Review: Matthew Reilly – The Secret Runners of New York (K)

The Secret Runners of New York
Matthew Reilly

It can be extremely challenging to join the cliques of the upper echelon of society, but once you do, a whole new world awaits. When Skye Rogers befriends Misty Collins, she is invited into an exclusive group, with secret access to a portal into the future. As friendships fall apart, and the future shown by the portal is discovered, their games turn from fun to terrifying.

The book started off slowly but picked up the pace over time. The plot was intriguing and executed very well. While there was a time-travelling portal, the book didn’t revolve around it, instead focusing on the behaviour and personalities of the characters, using the portal to help achieve that end. This made the book feel much more layered and complex than a simple story about some kids having fun travelling through time. The book was very immersive, and once I had gotten past the slow beginning, I was hooked.

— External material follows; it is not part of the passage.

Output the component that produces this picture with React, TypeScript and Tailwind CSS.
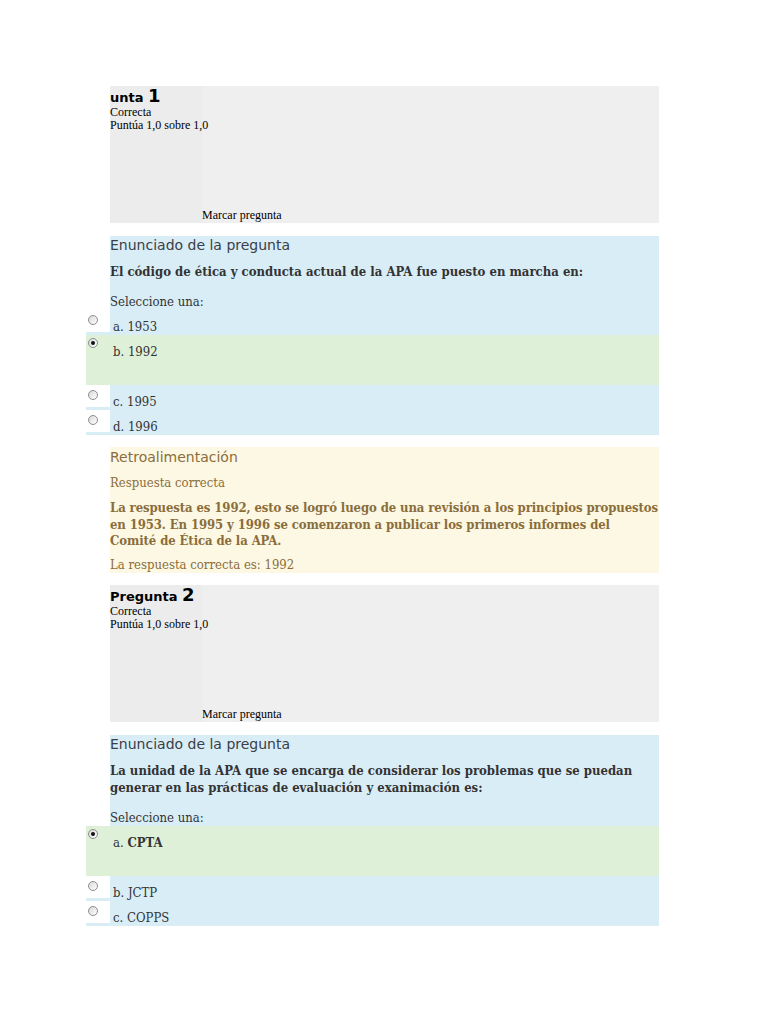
import React from 'react';

type Option = { label: string; text: string; bold?: boolean; selected?: boolean };

const serif = "font-['Liberation_Serif',serif]";
const body = "font-['DejaVu_Serif_Condensed','DejaVu_Serif',serif] [font-stretch:condensed]";
const sans = "font-['DejaVu_Sans',sans-serif]";

const Radio: React.FC<{ checked?: boolean }> = ({ checked }) => (
    <span className="flex h-[10px] w-[10px] items-center justify-center rounded-full border border-[#8e8e8e] bg-gradient-to-br from-[#d8d8d8] to-white">
        {checked && <span className="h-[4px] w-[4px] rounded-full bg-[#111]" />}
    </span>
);

const Header: React.FC<{ title: string; num: string }> = ({ title, num }) => (
    <div className="ml-[24px] flex h-[137px] bg-[#efefef]">
        <div className="w-[92px] whitespace-nowrap bg-[#ececec] text-black">
            <div className={`${sans} h-[20px] font-bold leading-[20px]`}>
                <span className="text-[13px]">{title} </span>
                <span className="text-[18px]">{num}</span>
            </div>
            <div className={`${serif} text-[12px] leading-[13px]`}>Correcta</div>
            <div className={`${serif} text-[12px] leading-[13px]`}>Puntúa 1,0 sobre 1,0</div>
        </div>
        <div className="flex flex-1 items-end">
            <span className={`${serif} pb-[1px] text-[12px] leading-[14px] text-black`}>Marcar pregunta</span>
        </div>
    </div>
);

const OptionRow: React.FC<{ opt: Option }> = ({ opt }) => {
    if (opt.selected) {
        return (
            <div className="flex h-[50px] bg-[#dff0d8]">
                <div className="w-[24px] pl-[2px] pt-[3px]">
                    <Radio checked />
                </div>
                <div className={`${body} pl-[3px] pt-[8px] text-[13px] leading-[17px] text-[#333]`}>
                    {opt.label} <span className={opt.bold ? 'font-bold' : ''}>{opt.text}</span>
                </div>
            </div>
        );
    }
    return (
        <div className="flex h-[25px] bg-[#d9edf7]">
            <div className="h-[22px] w-[24px] bg-white pl-[2px] pt-[5px]">
                <Radio />
            </div>
            <div className={`${body} pl-[3px] pt-[8px] text-[13px] leading-[17px] text-[#333]`}>
                {opt.label} {opt.text}
            </div>
        </div>
    );
};

const Question: React.FC<{ text: string; options: Option[] }> = ({ text, options }) => (
    <div className="mt-[13px]">
        <div className="ml-[24px] bg-[#d9edf7]">
            <div className={`${sans} text-[14px] leading-[18px] text-[#3a4046]`}>Enunciado de la pregunta</div>
            <div className={`${body} mt-[9px] pr-2 text-[13px] font-bold leading-[17px] text-[#333]`}>{text}</div>
            <div className={`${body} mt-[13px] text-[13px] leading-[17px] text-[#333]`}>Seleccione una:</div>
        </div>
        <div>
            {options.map((o) => (
                <OptionRow key={o.label} opt={o} />
            ))}
        </div>
    </div>
);

const App: React.FC = () => {
    return (
        <main className="min-h-[1024px] w-[768px] bg-white">
            <div className="w-[659px] pl-[86px] pt-[86px]">
                <Header title="unta" num="1" />
                <Question
                    text="El código de ética y conducta actual de la APA fue puesto en marcha en:"
                    options={[
                        { label: 'a.', text: '1953' },
                        { label: 'b.', text: '1992', selected: true },
                        { label: 'c.', text: '1995' },
                        { label: 'd.', text: '1996' },
                    ]}
                />
                <div className="ml-[24px] mt-[12px] h-[126px] bg-[#fcf8e3] pt-[1px] text-[#8a6d3b]">
                    <div className={`${sans} text-[14px] leading-[18px]`}>Retroalimentación</div>
                    <div className={`${body} mt-[8px] text-[13px] leading-[17px]`}>Respuesta correcta</div>
                    <div className={`${body} mt-[9px] whitespace-nowrap text-[13px] font-bold leading-[16.5px] tracking-[-0.1px]`}>
                        La respuesta es 1992, esto se logró luego de una revisión a los principios propuestos
                        <br />
                        en 1953. En 1995 y 1996 se comenzaron a publicar los primeros informes del
                        <br />
                        Comité de Ética de la APA.
                    </div>
                    <div className={`${body} mt-[6px] text-[13px] leading-[17px]`}>La respuesta correcta es: 1992</div>
                </div>
                <div className="mt-[12px]">
                    <Header title="Pregunta" num="2" />
                </div>
                <Question
                    text="La unidad de la APA que se encarga de considerar los problemas que se puedan generar en las prácticas de evaluación y exanimación es:"
                    options={[
                        { label: 'a.', text: 'CPTA', bold: true, selected: true },
                        { label: 'b.', text: 'JCTP' },
                        { label: 'c.', text: 'COPPS' },
                    ]}
                />
            </div>
        </main>
    );
};

export default App;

The end of the book was absolutely wonderful! I was worried that somehow the characters would magic everything into perfection, and it’d be like the catastrophe talked through the whole book never happened, but instead the author managed to make an ending that tied up loose ends, was satisfying in not having all the characters die, and clearly changed the lives of the characters drastically.

I definitely felt that the beginning of the book was a let-down compared to the rest. The relationship between the main character and her brother Red wasn’t really shown, but rather we were told about how close the two were. The references to movies and games also felt a bit strange to include in a book. I had to google one of the references they talked about (which broke the continuity for me a little), and some of the others felt outdated.

This was a really good book that I thoroughly enjoyed reading. I wouldn’t recommend it for younger readers, especially if they are easily spooked, but I found it a solid book and will probably read it again, which is why I’m giving this book 4 stars.